While it's clear the three front-runners are hedging their bets, trying to be presidential by refusing to get pinned down on a key question, many Democratic activists are looking for something more definitive.

That gives those second-tier candidates a chance. That's because the Democratic presidential race has essentially been fought to a draw among the three front-runners in recent weeks. The Clinton-Obama-Edwards camps are deadlocked. Polls show them in a statistical tie for first place. Nobody's breaking through.

Clinton's unfavorable ratings are still troublesome, Obama lacks experience and Edwards has lost his hold on first place and his money has grown so tight he now must take federal matching funds.

Dodd is also probing those weaknesses.

On Clinton: "Electability is important here," Dodd said. He said the questions about whether Clinton can win are "legitimate, not because she has created it as such, but I think people want to move on." He said there's a sense "we need to get this behind us."

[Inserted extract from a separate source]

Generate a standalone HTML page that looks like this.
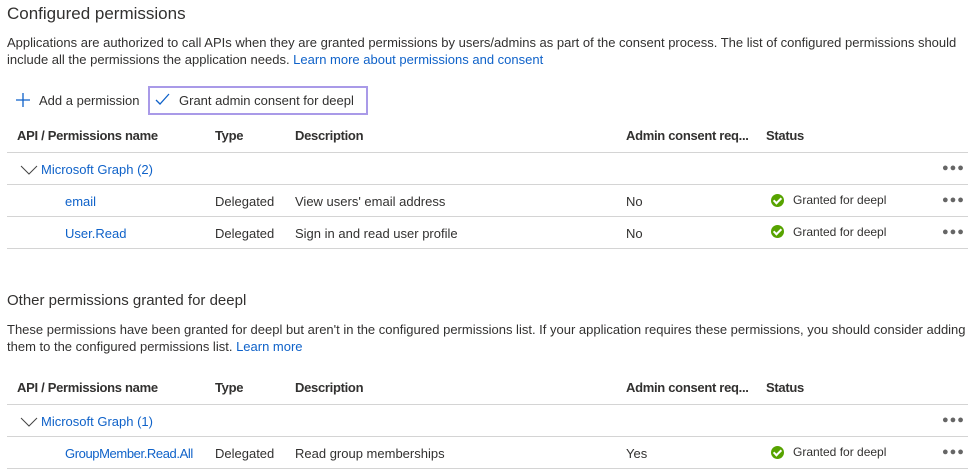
<!DOCTYPE html><html><head><style>
body{margin:0;width:974px;height:475px;background:#fff;font-family:"Liberation Sans",sans-serif;color:#323130;position:relative;overflow:hidden}
.a{position:absolute;white-space:nowrap;font-size:13px}
.h{font-size:17px}
.b{font-weight:bold;font-size:13px;letter-spacing:-0.3px}
.l{color:#0f62c9}
.ln{position:absolute;left:7px;width:961px;height:1px;background:#d4d4d4}
.dots{position:absolute;left:942px;font-size:11px;letter-spacing:1px;color:#666}
.ok{position:absolute;width:13px;height:13px;border-radius:50%;background:#57a300}
.ok:after{content:"";position:absolute;left:4px;top:2px;width:3px;height:6px;border:solid #fff;border-width:0 2px 2px 0;transform:rotate(45deg)}
</style></head><body>
<div class="a h" style="left:7px;top:4px">Configured permissions</div>
<div class="a" style="left:7px;top:35px">Applications are authorized to call APIs when they are granted permissions by users/admins as part of the consent process. The list of configured permissions should</div>
<div class="a" style="left:7px;top:52px">include all the permissions the application needs. <span class="l">Learn more about permissions and consent</span></div>
<svg style="position:absolute;left:15px;top:92px" width="16" height="16"><path d="M8 1v14M1 8h14" stroke="#0f62c9" stroke-width="1.3"/></svg>
<div class="a" style="left:39px;top:93px">Add a permission</div>
<div style="position:absolute;left:148px;top:86px;width:216px;height:25px;border:2px solid #a99ae8"></div>
<svg style="position:absolute;left:155px;top:93px" width="16" height="14"><path d="M1 7l4 4 9-10" stroke="#0f62c9" stroke-width="1.3" fill="none"/></svg>
<div class="a" style="left:179px;top:93px">Grant admin consent for deepl</div>

<div class="a b" style="left:17px;top:128px">API / Permissions name</div>
<div class="a b" style="left:215px;top:128px">Type</div>
<div class="a b" style="left:295px;top:128px">Description</div>
<div class="a b" style="left:626px;top:128px">Admin consent req...</div>
<div class="a b" style="left:766px;top:128px">Status</div>
<div class="ln" style="top:152px"></div>
<svg style="position:absolute;left:20px;top:165px" width="18" height="10"><path d="M1 1l8 8 8-8" stroke="#444" stroke-width="1" fill="none"/></svg>
<div class="a l" style="left:41px;top:162px">Microsoft Graph (2)</div>
<div class="dots" style="top:162px">●●●</div>
<div class="ln" style="top:184px"></div>
<div class="a l" style="left:65px;top:194px">email</div>
<div class="a" style="left:215px;top:194px">Delegated</div>
<div class="a" style="left:295px;top:194px">View users' email address</div>
<div class="a" style="left:626px;top:194px">No</div>
<div class="ok" style="left:771px;top:194px"></div>
<div class="a" style="left:793px;top:193px;font-size:12px">Granted for deepl</div>
<div class="dots" style="top:194px">●●●</div>
<div class="ln" style="top:216px"></div>
<div class="a l" style="left:65px;top:226px">User.Read</div>
<div class="a" style="left:215px;top:226px">Delegated</div>
<div class="a" style="left:295px;top:226px">Sign in and read user profile</div>
<div class="a" style="left:626px;top:226px">No</div>
<div class="ok" style="left:771px;top:225px"></div>
<div class="a" style="left:793px;top:225px;font-size:12px">Granted for deepl</div>
<div class="dots" style="top:226px">●●●</div>
<div class="ln" style="top:248px"></div>

<div class="a" style="left:7px;top:292px;font-size:15px">Other permissions granted for deepl</div>
<div class="a" style="left:7px;top:322px">These permissions have been granted for deepl but aren't in the configured permissions list. If your application requires these permissions, you should consider adding</div>
<div class="a" style="left:7px;top:339px">them to the configured permissions list. <span class="l">Learn more</span></div>

<div class="a b" style="left:17px;top:380px">API / Permissions name</div>
<div class="a b" style="left:215px;top:380px">Type</div>
<div class="a b" style="left:295px;top:380px">Description</div>
<div class="a b" style="left:626px;top:380px">Admin consent req...</div>
<div class="a b" style="left:766px;top:380px">Status</div>
<div class="ln" style="top:404px"></div>
<svg style="position:absolute;left:20px;top:417px" width="18" height="10"><path d="M1 1l8 8 8-8" stroke="#444" stroke-width="1" fill="none"/></svg>
<div class="a l" style="left:41px;top:414px">Microsoft Graph (1)</div>
<div class="dots" style="top:414px">●●●</div>
<div class="ln" style="top:436px"></div>
<div class="a l" style="left:65px;top:446px;letter-spacing:-0.4px">GroupMember.Read.All</div>
<div class="a" style="left:215px;top:446px">Delegated</div>
<div class="a" style="left:295px;top:446px">Read group memberships</div>
<div class="a" style="left:626px;top:446px">Yes</div>
<div class="ok" style="left:771px;top:446px"></div>
<div class="a" style="left:793px;top:445px;font-size:12px">Granted for deepl</div>
<div class="dots" style="top:446px">●●●</div>
<div class="ln" style="top:468px"></div>
</body></html>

Dodd also said Clinton's promise to be a combative general-election candidate will turn off some voters. "Frankly, the country is tired of fighting," he said. "We want to know about succeeding and putting behind the bickering. Everyone is going to fight hard. But isn't it time the country came together and we started solving some of these problems? If it's just about a fight, a never-ending fight, the country is so turned off to that."

He noted Obama has served only 24 months in the U.S. Senate - 36 by November 2008, and "you're going to hear about that. We have major serious issues around the world. We're about as isolated a country as we've seen in our lifetime. And this is not just about rhetoric and appealing to people. Knowing how to do this and bringing people together is critical, and that's going to be an issue that will be raised, and I think it's a legitimate one."

Edwards, too, lacks experience. "This is a serious job," Dodd said, one that requires "more than just six years in public life."

The hope for Dodd, Biden and Richardson is that undecided caucus-goers, or those with only weak preferences for a front-runner, will agree with those concerns and opt for one of them.

It could happen. It's happened before. In this deadlocked race, the front-runners could fizzle if liberal Democratic activists think they're wimping out on Iraq - or would be wimps in November.